For thereby they contradict the Holy Scriptures, which declare that God infuses new qualities of faith, of obedience, and of the consciousness of His love into our hearts: I will put my law in their inward parts, and in their heart will I write it (Jer. 31:33). And: I will pour water upon him that is thirsty, and streams upon the dry ground; I will pour my Spirit upon thy seed (Isa. 44:3). And: The love of God hath been shed abroad in our hearts through the Holy Spirit which was given unto us (Rom. 5:5). This is also repugnant to the constant practice of the Church, which prays by the mouth of the prophet thus: Turn thou me, and I shall be turned (Jer. 31:18).
Who teach: That the grace whereby we are converted to God is only a gentle advising, or (as others explain it) that this is the noblest manner of working in the conversion of man, and that this manner of working, which consists in advising, is most in harmony with man's nature; and that there is no reason why this advising grace alone should not be sufficient to make the natural man spiritual; indeed, that God does not produce the consent of the will except through this manner of advising; and that the power of the divine working, whereby it surpasses the working of Satan, consists in this that God promises eternal, while Satan promises only temporal goods.
But this is altogether Pelagian and contrary to the whole Scripture, which, besides this, teaches yet another and far more powerful and divine manner of the Holy Spirit's working in the conversion of man, as in Ezekiel: A new heart also will I give you, and a new spirit will I put within you; and I will take away the stony heart out of your flesh, and I will give you a heart of flesh (Ezek. 36:26).
Who teach: That God in the regeneration of man does not use such powers of His omnipotence as potently and infallibly bend man's will to faith and conversion; but that all the works of grace having been accomplished, which God employs to convert man, man may yet so resist God and the Holy Spirit, when God intends man's regeneration and wills to regenerate him, and indeed that man often does so resist that he prevents entirely his regeneration, and that it therefore remains in man's power to be regenerated or not.
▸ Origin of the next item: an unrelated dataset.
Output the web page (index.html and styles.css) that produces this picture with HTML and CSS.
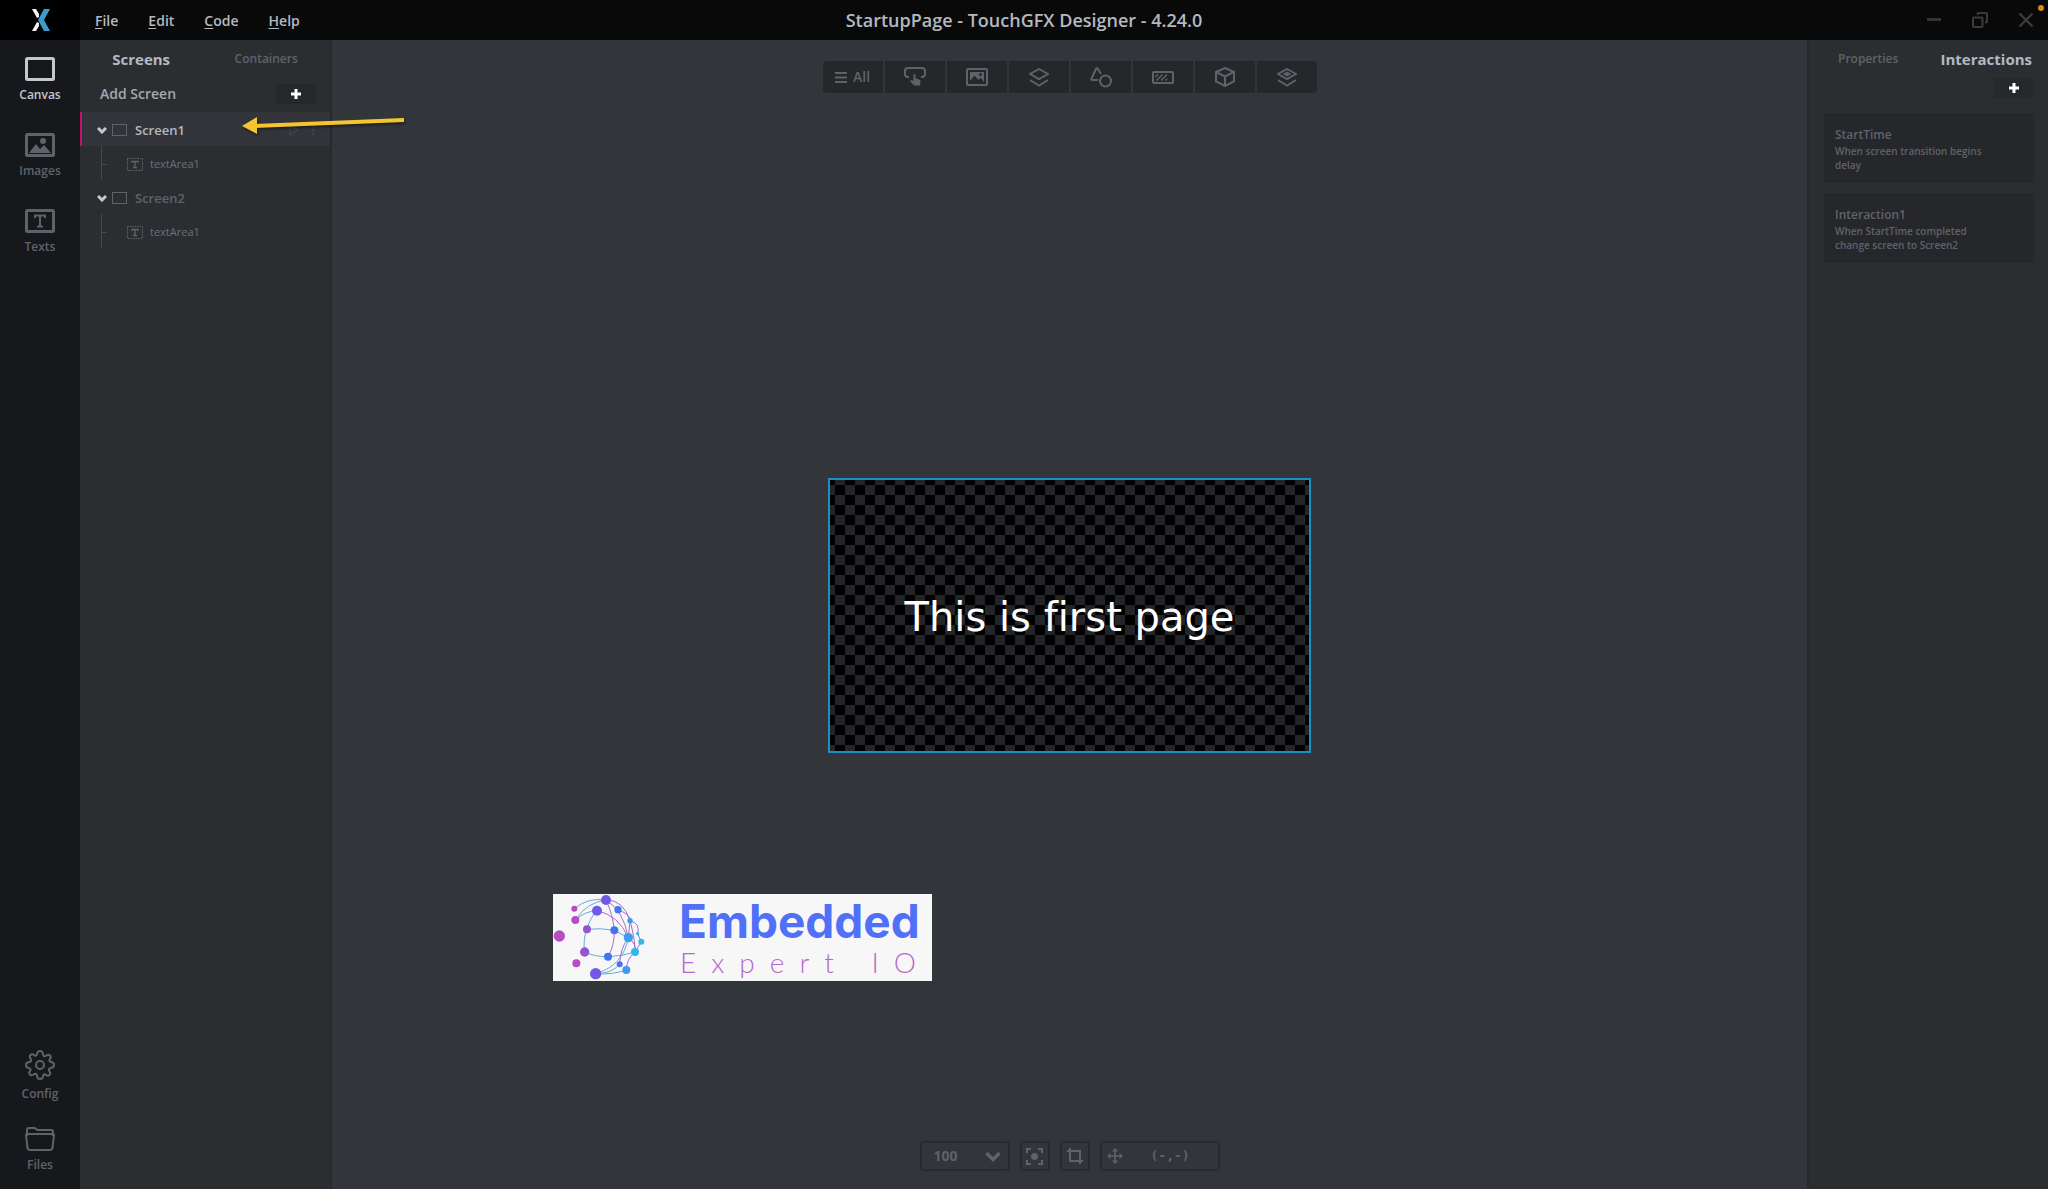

For this is nothing less than the denial of all the efficiency of God's grace in our conversion, and the subjecting of the working of Almighty God to the will of man, which is contrary to the apostles, who teach that we believe according to the working of the strength of his might (Eph. 1:19); and that God fulfills every desire of goodness and every work of faith with power (II Thess. 1:11); and that his divine power hath granted unto us all things that pertain unto life and godliness (II Peter 1:3).
Who teach: That grace and free will are partial causes which together work the beginning of conversion, and that grace, in order of working, does not precede the working of the will; that is, that God does not efficiently help the will of man unto conversion until the will of man moves and determines to do this.
For the ancient Church has long ago condemned this doctrine of the Pelagians according to the words of the apostle: So then it is not of him that willeth, nor of him that runneth, but of God that hath mercy (Rom. 9:16). Likewise: For who maketh thee to differ? and what hast thou that thou didst not receive? (I Cor. 4:7). And: For it is God who worketh in you both to will and to work, for his good pleasure (Phil. 2:13).